Material |
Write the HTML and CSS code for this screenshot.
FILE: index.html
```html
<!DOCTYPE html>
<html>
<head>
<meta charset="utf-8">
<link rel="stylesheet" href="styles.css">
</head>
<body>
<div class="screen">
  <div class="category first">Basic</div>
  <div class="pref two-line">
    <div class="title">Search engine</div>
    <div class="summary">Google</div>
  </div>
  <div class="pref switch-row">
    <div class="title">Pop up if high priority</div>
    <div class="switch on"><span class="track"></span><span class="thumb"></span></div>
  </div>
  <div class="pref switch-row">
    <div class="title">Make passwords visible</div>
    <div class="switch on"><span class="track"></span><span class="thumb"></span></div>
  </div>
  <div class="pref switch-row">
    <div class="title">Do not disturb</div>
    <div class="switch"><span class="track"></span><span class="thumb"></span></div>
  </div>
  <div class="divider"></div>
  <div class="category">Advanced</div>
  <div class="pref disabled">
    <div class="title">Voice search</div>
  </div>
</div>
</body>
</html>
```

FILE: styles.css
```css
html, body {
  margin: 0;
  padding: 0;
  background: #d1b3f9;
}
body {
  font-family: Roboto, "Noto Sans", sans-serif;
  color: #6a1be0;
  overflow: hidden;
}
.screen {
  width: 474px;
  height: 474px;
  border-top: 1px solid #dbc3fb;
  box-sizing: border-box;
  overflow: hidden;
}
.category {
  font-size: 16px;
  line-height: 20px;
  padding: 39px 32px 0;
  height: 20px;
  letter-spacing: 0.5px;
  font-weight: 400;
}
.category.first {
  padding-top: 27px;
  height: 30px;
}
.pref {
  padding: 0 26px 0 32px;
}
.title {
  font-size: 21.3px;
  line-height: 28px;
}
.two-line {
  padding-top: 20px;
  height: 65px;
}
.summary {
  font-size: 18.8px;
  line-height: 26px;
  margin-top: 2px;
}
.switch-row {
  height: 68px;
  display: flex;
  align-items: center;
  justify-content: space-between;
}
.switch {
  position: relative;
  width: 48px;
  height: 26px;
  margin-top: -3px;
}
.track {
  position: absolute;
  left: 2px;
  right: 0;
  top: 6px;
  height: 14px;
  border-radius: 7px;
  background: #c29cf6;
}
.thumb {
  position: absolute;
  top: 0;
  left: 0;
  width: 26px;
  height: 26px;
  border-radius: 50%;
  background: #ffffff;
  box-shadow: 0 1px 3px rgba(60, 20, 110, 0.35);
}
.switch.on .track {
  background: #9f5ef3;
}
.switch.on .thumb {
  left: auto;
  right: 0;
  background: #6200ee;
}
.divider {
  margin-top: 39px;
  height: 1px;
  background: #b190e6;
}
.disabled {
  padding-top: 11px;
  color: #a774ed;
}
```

Exercise goal |
Recite the full listing above exactly.

Output for this exercise |
Write the HTML and CSS code for this screenshot.
FILE: index.html
```html
<!DOCTYPE html>
<html>
<head>
<meta charset="utf-8">
<link rel="stylesheet" href="styles.css">
</head>
<body>
<div class="screen">
  <div class="category first">Basic</div>
  <div class="pref two-line">
    <div class="title">Search engine</div>
    <div class="summary">Google</div>
  </div>
  <div class="pref switch-row">
    <div class="title">Pop up if high priority</div>
    <div class="switch on"><span class="track"></span><span class="thumb"></span></div>
  </div>
  <div class="pref switch-row">
    <div class="title">Make passwords visible</div>
    <div class="switch on"><span class="track"></span><span class="thumb"></span></div>
  </div>
  <div class="pref switch-row">
    <div class="title">Do not disturb</div>
    <div class="switch"><span class="track"></span><span class="thumb"></span></div>
  </div>
  <div class="divider"></div>
  <div class="category">Advanced</div>
  <div class="pref disabled">
    <div class="title">Voice search</div>
  </div>
</div>
</body>
</html>
```

FILE: styles.css
```css
html, body {
  margin: 0;
  padding: 0;
  background: #d1b3f9;
}
body {
  font-family: Roboto, "Noto Sans", sans-serif;
  color: #6a1be0;
  overflow: hidden;
}
.screen {
  width: 474px;
  height: 474px;
  border-top: 1px solid #dbc3fb;
  box-sizing: border-box;
  overflow: hidden;
}
.category {
  font-size: 16px;
  line-height: 20px;
  padding: 39px 32px 0;
  height: 20px;
  letter-spacing: 0.5px;
  font-weight: 400;
}
.category.first {
  padding-top: 27px;
  height: 30px;
}
.pref {
  padding: 0 26px 0 32px;
}
.title {
  font-size: 21.3px;
  line-height: 28px;
}
.two-line {
  padding-top: 20px;
  height: 65px;
}
.summary {
  font-size: 18.8px;
  line-height: 26px;
  margin-top: 2px;
}
.switch-row {
  height: 68px;
  display: flex;
  align-items: center;
  justify-content: space-between;
}
.switch {
  position: relative;
  width: 48px;
  height: 26px;
  margin-top: -3px;
}
.track {
  position: absolute;
  left: 2px;
  right: 0;
  top: 6px;
  height: 14px;
  border-radius: 7px;
  background: #c29cf6;
}
.thumb {
  position: absolute;
  top: 0;
  left: 0;
  width: 26px;
  height: 26px;
  border-radius: 50%;
  background: #ffffff;
  box-shadow: 0 1px 3px rgba(60, 20, 110, 0.35);
}
.switch.on .track {
  background: #9f5ef3;
}
.switch.on .thumb {
  left: auto;
  right: 0;
  background: #6200ee;
}
.divider {
  margin-top: 39px;
  height: 1px;
  background: #b190e6;
}
.disabled {
  padding-top: 11px;
  color: #a774ed;
}
```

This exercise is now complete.